Reduction in M. incognita population in this study could have been as result of nematophagous fungi in the decomposing organic materials in conformity with Linford's (1937) observations. Soil treated with the organic substance had reduced nematodes probably as a result of direct or indirect effect of the substances. Neher (2001) provided evidence that increased the nematode community diversity resulting from organic soil amendment has the potential for preventing the domination of the nematode community by a single species, encouraged the activity of nematode antagonists, and increased linkages within the soil food web. We have added neem to organic fertiliser because past experimental data on the enhancement of nematode-trapping fungi by organic matter addition lasted for only short periods of time, and does not typically exert a strong effect on nematode population densities as proclaimed by Kerry (1987).

The bulkiness of poultry manure needed for application to give visible yield improvement remained a major constraint in its adoption by resource-poor farmers in sub-Saharan countries. Our data supported the judgement that combining NLP with OBF which supplies the needed N for growth (Neher, 2001) is a logical strategy of reducing the quantity of manure needed to obtain the same increase in grain yield. NLP primarily provides Azadirachtin (Javed et al, 2007), an active ingredient that probably inhibits egg hatch or enhances larval mortality (Adegbite and Adesiyan, 2001) or slows down fecundity of female (Javed et al., 2007).

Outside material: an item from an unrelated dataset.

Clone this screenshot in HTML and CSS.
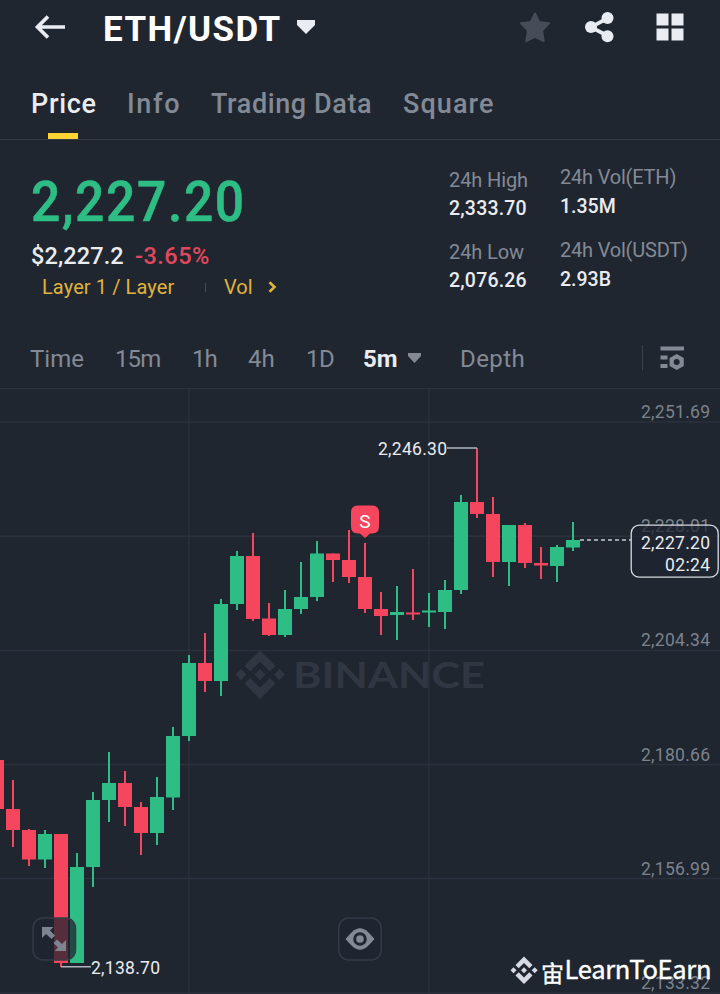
FILE: index.html
```html
<!DOCTYPE html>
<html lang="en">
<head>
<meta charset="utf-8">
<title>ETH/USDT</title>
<link rel="stylesheet" href="styles.css">
</head>
<body>
<div class="app">
  <header class="header">
    <svg class="back" width="32" height="26" viewBox="0 0 32 26"><path d="M31 13H3M14 2.500 3.500 13 14 23.500" fill="none" stroke="#e9ecf2" stroke-width="3.700"/></svg>
    <h1 class="pair">ETH/USDT</h1>
    <svg class="pair-caret" width="18" height="14" viewBox="0 0 18 14"><path d="M0 0H18V5L9 14 0 5Z" fill="#e9ecf2"/></svg>
    <div class="actions">
      <svg width="32" height="32" viewBox="0 0 32 32"><path d="M16 2.500 20.200 11 30 12.300 23 19.500 24.700 30 16 25.800 7.300 30 9 19.500 2 12.300 11.800 11Z" fill="#474d58" stroke="#474d58" stroke-width="2" stroke-linejoin="round"/></svg>
      <svg width="30" height="32" viewBox="0 0 30 32"><path d="M24 7 7 16.200 24 25" fill="none" stroke="#e9ecf2" stroke-width="3.700"/><circle cx="23.500" cy="7" r="6" fill="#e9ecf2"/><circle cx="7" cy="16" r="6" fill="#e9ecf2"/><circle cx="23.500" cy="25.200" r="6" fill="#e9ecf2"/></svg>
      <svg width="28" height="28" viewBox="0 0 28 28"><path d="M.5.500h12v12H.5zM15.500.500h12v12h-12zM.5 15.500h12v12H.5zM15.500 15.500h12v12h-12z" fill="#e9ecf2"/></svg>
    </div>
  </header>

  <nav class="tabs">
    <span class="tab tab-active">Price</span>
    <span class="tab tab-info">Info</span>
    <span class="tab tab-data">Trading Data</span>
    <span class="tab tab-square">Square</span>
  </nav>

  <section class="summary">
    <div class="quote">
      <div class="last">2,227.20</div>
      <div class="fiat"><span class="usd">$2,227.2</span><span class="change">-3.65%</span></div>
      <div class="tags">
        <span class="tag-layer">Layer 1 / Layer</span><i class="tag-divider"></i><span class="tag-vol">Vol</span>
        <svg width="9" height="12" viewBox="0 0 9 12"><path d="M1.500 1.200 6.500 6 1.500 10.800" fill="none" stroke="#e0b43c" stroke-width="2.600"/></svg>
      </div>
    </div>
    <dl class="stats stats-range">
      <dt class="l-high">24h High</dt><dd>2,333.70</dd>
      <dt class="l-low">24h Low</dt><dd>2,076.26</dd>
    </dl>
    <dl class="stats stats-volume">
      <dt class="l-eth">24h Vol(ETH)</dt><dd>1.35M</dd>
      <dt class="l-usdt">24h Vol(USDT)</dt><dd>2.93B</dd>
    </dl>
  </section>

  <nav class="intervals">
    <span class="i-time">Time</span>
    <span class="i-15m">15m</span>
    <span class="i-1h">1h</span>
    <span class="i-4h">4h</span>
    <span class="i-1d">1D</span>
    <span class="i-5m">5m</span>
    <svg class="i-caret" width="13" height="10" viewBox="0 0 13 10"><path d="M0 0H13V3L6.500 10 0 3Z" fill="#848a95"/></svg>
    <span class="i-depth">Depth</span>
    <i class="i-divider"></i>
    <svg class="i-settings" width="25" height="25" viewBox="0 0 25 25"><path d="M.5.500h23.500v4H.5zM.5 9.500h7v4h-7zM.5 18h7v4h-7z" fill="#848a95"/><path d="M16.700 8 23.800 12v8l-7.100 4-7.100-4v-8Z" fill="#848a95"/><circle cx="16.700" cy="16" r="3" fill="#1f2630"/></svg>
  </nav>

  <svg class="chart" width="720" height="606" viewBox="0 388 720 606">
    <path class="grid" d="M0 388.500H720M0 422H720M0 536.300H720M0 650.500H720M0 764.500H720M0 878.500H720M0 993H720M189 388V994M429 388V994"/>

    <g class="watermark">
      <path d="M260 650.500 275.500 666 269.800 671.500 260 661.700 250.200 671.500 244.500 666ZM260 699 275.500 683.500 269.800 678 260 687.800 250.200 678 244.500 683.500ZM260 669 265.500 674.600 260 680.200 254.500 674.600ZM241 669 246.500 674.600 241 680.200 235.500 674.600ZM279.500 669 285 674.600 279.500 680.200 274 674.600Z"/>
      <text x="293" y="687.500" textLength="192" lengthAdjust="spacingAndGlyphs">BINANCE</text>
    </g>

    <g class="axis">
      <text x="641" y="418" textLength="69">2,251.69</text>
      <text x="641" y="532" textLength="69">2,228.01</text>
      <text x="641" y="646" textLength="69">2,204.34</text>
      <text x="641" y="761" textLength="69">2,180.66</text>
      <text x="641" y="875" textLength="69">2,156.99</text>
      <text x="641" y="989" textLength="69">2,133.32</text>
    </g>

    <g id="candles"></g>

    <path class="leader" d="M447 448H477M61 966.800H91"/>
    <g class="extreme">
      <text x="378" y="455" textLength="69">2,246.30</text>
      <text x="91" y="974" textLength="69">2,138.70</text>
    </g>

    <path d="M358 505.500H372Q379 505.500 379 512.500V526.500Q379 533.500 372 533.500H370L365 538 360 533.500H358Q351 533.500 351 526.500V512.500Q351 505.500 358 505.500Z" fill="#f6465d"/>
    <text class="sell" x="365" y="527.500" text-anchor="middle">S</text>

    <path class="last-line" d="M580 540H631"/>
    <rect x="631.200" y="525.200" width="87" height="52" rx="8" fill="#1f2630" fill-opacity=".72" stroke="#d5d9e0" stroke-width="1.300"/>
    <g class="extreme">
      <text x="641" y="549" textLength="69">2,227.20</text>
      <text x="665" y="571" textLength="45">02:24</text>
    </g>

    <rect class="tool" x="33" y="918" width="42.500" height="42" rx="10"/>
    <path d="M42 927H53.500L50 930.500 55 935.500 51.500 939 46 934 42 938ZM66 951H54.500L58 947.500 53.500 943 57 939.500 62 944 66 940Z" fill="#7d8490"/>
    <rect class="tool" x="338.700" y="918" width="42.500" height="42" rx="10"/>
    <path d="M345.500 939Q348 936 352 932Q360 924.500 368 932Q372 936 374.500 939Q372 942 368 946Q360 953.500 352 946Q348 942 345.500 939Z" fill="#848a95"/>
    <circle cx="360" cy="939" r="5.300" fill="#848a95" stroke="#1f2630" stroke-width="3"/>

    <g class="credit">
      <path d="M524 956.500 532.500 965 529.300 968.200 524 963 518.700 968.200 515.500 965ZM524 984 532.500 975.500 529.300 972.300 524 977.500 518.700 972.300 515.500 975.500ZM524 967.200 527 970.200 524 973.200 521 970.200ZM513.500 967.200 516.500 970.200 513.500 973.200 510.500 970.200ZM534.700 967.200 537.700 970.200 534.700 973.200 531.700 970.200Z" fill="#d7dae4"/>
      <text x="541" y="981.500" font-size="23">宙</text>
      <text x="564.500" y="979" textLength="147">LearnToEarn</text>
    </g>
  </svg>
</div>
<script src="chart.js"></script>
</body>
</html>
```
FILE: styles.css
```css
* { box-sizing: border-box; }
body { margin: 0; background: #1f2630; }
.app {
  width: 720px; height: 994px; overflow: hidden;
  background: #1f2630; color: #eaecef;
  font-family: Roboto, "Liberation Sans", sans-serif;
}
svg { display: block; flex: none; }
span { white-space: nowrap; }

.header { display: flex; align-items: center; height: 55px; padding: 0 36px 0 34px; }
.back { margin-bottom: 2px; }
.pair { margin: 4px 0 0 37px; width: 178px; font-size: 35px; line-height: 40px; font-weight: 700; letter-spacing: 1.4px; color: #fff; }
.pair-caret { margin: 0 0 1px 16px; }
.actions { display: flex; align-items: center; margin: -2px 0 0 auto; gap: 34px; }
.actions svg:nth-child(2) { margin-left: -1px; }
.actions svg:last-child { margin-left: 8px; }

.tabs { display: flex; height: 85px; padding: 32px 0 0 31px; border-bottom: 1px solid #343b46; font-size: 27px; line-height: 34px; font-weight: 500; color: #848a95; }
.tab { flex: none; }
.tab-active { position: relative; width: 96px; color: #eaecef; letter-spacing: .7px; }
.tab-active::after { content: ""; position: absolute; left: 17px; top: 46px; width: 30px; height: 6px; background: #fcd535; }
.tab-info { width: 84px; letter-spacing: 1.7px; }
.tab-data { width: 192px; letter-spacing: .6px; }
.tab-square { letter-spacing: 1.1px; }

.summary { display: flex; height: 190px; }
.quote { width: 449px; padding: 29px 0 0 31px; }
.last { width: 230px; font-size: 56px; line-height: 66px; font-weight: 500; letter-spacing: 1.8px; color: #2ebd85; -webkit-text-stroke: .6px #2ebd85; transform: scaleX(.92); transform-origin: 0 50%; }
.fiat { display: flex; margin-top: 7px; font-size: 23.500px; line-height: 28px; font-weight: 500; }
.usd { width: 104px; letter-spacing: .1px; }
.change { color: #e0485e; letter-spacing: .5px; }
.tags { display: flex; align-items: center; height: 34px; padding-left: 11px; font-size: 20px; color: #e0b43c; }
.tag-layer { width: 163px; letter-spacing: .1px; }
.tag-divider { width: 1px; height: 9px; margin-right: 18px; background: #474d58; }
.tag-vol { width: 44px; }
.stats { margin: 0; font-size: 20px; line-height: 28px; }
.stats dt { color: #848a95; font-weight: 400; letter-spacing: -.1px; }
.stats dd { position: relative; top: 1px; margin: 0 0 16px; color: #eaecef; font-weight: 500; font-size: 19.500px; letter-spacing: .2px; }
.stats-range { width: 111px; padding-top: 26px; }
.stats-volume { padding-top: 23px; }
.stats-volume dt { letter-spacing: -.2px; }
.stats-volume dd { top: 2px; margin-bottom: 17px; letter-spacing: 0; }

.intervals { display: flex; align-items: center; height: 58px; padding-left: 30px; font-size: 24px; color: #848a95; }
.i-time { width: 85px; }
.i-15m { width: 77px; letter-spacing: -.9px; }
.i-1h { width: 56px; letter-spacing: -.9px; }
.i-4h { width: 58px; }
.i-1d { width: 57px; letter-spacing: -.6px; }
.i-5m { width: 45px; color: #eaecef; font-weight: 700; }
.i-caret { margin-bottom: 3px; }
.i-depth { margin-left: 39px; width: 182px; letter-spacing: .4px; }
.i-divider { width: 1px; height: 25px; margin: 0 17px 3px 0; background: #3b424d; }
.i-settings { margin-bottom: 2px; }

.grid { stroke: #2b323d; stroke-width: 1.500; fill: none; }
.watermark { fill: #303742; }
.watermark text { font: 700 36px Lato, sans-serif; }
.axis { font-size: 17.500px; fill: #7c828d; }
.extreme { font-size: 17.500px; fill: #eaecef; }
.leader { stroke: #b0b5be; stroke-width: 1.500; fill: none; }
.last-line { stroke: #c5c9d1; stroke-width: 1.500; stroke-dasharray: 4 3; }
.sell { font-size: 19px; fill: #fff; }
.tool { fill: #1f2630; fill-opacity: .75; stroke: #343b46; stroke-width: 1.500; }
.credit text { font-family: "Noto Sans CJK SC", "Noto Sans", sans-serif; fill: #fff; stroke: #fff; stroke-width: .4; }
.credit text:last-child { font-size: 25.500px; }
.up { fill: #2ebd85; }
.down { fill: #f6465d; }
```
FILE: chart.js
```js
// Each row: centre x, body top, body bottom, wick top, wick bottom, direction.
const candles = [
  [-3, 760, 809, 760, 809, 'down'], [13, 809, 830, 780, 847, 'down'],
  [29, 830, 859.5, 829, 866, 'down'], [45, 834, 859.5, 830, 868, 'up'],
  [61, 834, 963, 834, 967, 'down'], [77, 867, 963, 853, 963, 'up'],
  [93, 800, 867, 792, 887, 'up'], [109, 783, 800, 752, 822, 'up'],
  [125, 783, 807, 771, 826, 'down'], [141, 807, 833, 802, 855, 'down'],
  [157, 797, 833, 777, 845, 'up'], [173, 736, 797.5, 727, 810, 'up'],
  [189, 663, 736, 655, 741, 'up'], [205, 663, 681, 633, 692, 'down'],
  [221, 604, 681, 599, 696, 'up'], [237, 556, 604, 551, 610, 'up'],
  [253, 556, 619, 533, 621, 'down'], [269, 618.5, 635, 603, 636, 'down'],
  [285, 609, 635, 590, 637, 'up'], [301, 597, 609, 562, 614, 'up'],
  [317, 553.5, 597, 541, 601, 'up'], [333, 553.5, 560, 553.5, 582, 'down'],
  [349, 560, 577, 530, 583, 'down'], [365, 577, 609, 543, 613, 'down'],
  [381, 609, 616, 592, 635, 'down'], [397, 612, 615, 586, 640, 'up'],
  [413, 612.5, 614.5, 569, 620, 'down'], [429, 610.5, 612.5, 593, 627, 'up'],
  [445, 590, 612, 580, 629, 'up'], [461, 502, 590, 495, 594, 'up'],
  [477, 502, 514, 448, 518, 'down'], [493, 514, 562, 497, 577, 'down'],
  [509, 525, 562, 525, 586, 'up'], [525, 525, 563, 523, 568, 'down'],
  [541, 563, 565.5, 547, 579, 'down'], [557, 547, 566, 545, 582, 'up'],
  [573, 540, 547.5, 522, 551, 'up']
];
document.getElementById('candles').innerHTML = candles.map(([x, top, bottom, high, low, dir]) =>
  `<g class="${dir}"><rect x="${x - 7}" y="${top}" width="14" height="${bottom - top}"/>` +
  `<rect x="${x - 1}" y="${high}" width="2" height="${low - high}"/></g>`).join('');
```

Significant reduction in nematode populations in our study could be linked to Johnson's (1957) view that decomposition of organic substances by bacteria is capable of producing compounds that are toxic to plant-parasitic nematodes; and Fakunle's (1972) findings that neem leaves are rich in tannins which may be nematostatic. It was evident from Miller et al. (1973) that biologically active ingredients inherent in neem leaves extract had nematicidal potentials, that are easily released by heat or bacterial degradation in soil.

Conclusion

It is evident that the effectiveness of NLP and OBF in suppressing nematode population in soybean is enhanced by blending the two organic substances. Since the use of synthetic nematicides by subsistent farmers is plagued with several limitations, such as prohibitive cost and lack of technical expertise in their application, among others, blending of organic substances of different origin will forestall large-readily-available supply of these materials that limit practical use of soil amendment practices for the control of pests.

Acknowledgements

The authors are thankful to the International Institute of Tropical Agriculture, Ibadan for providing soybean seeds, and the Institute of Agricultural Research and Training for supplying the organic based fertiliser.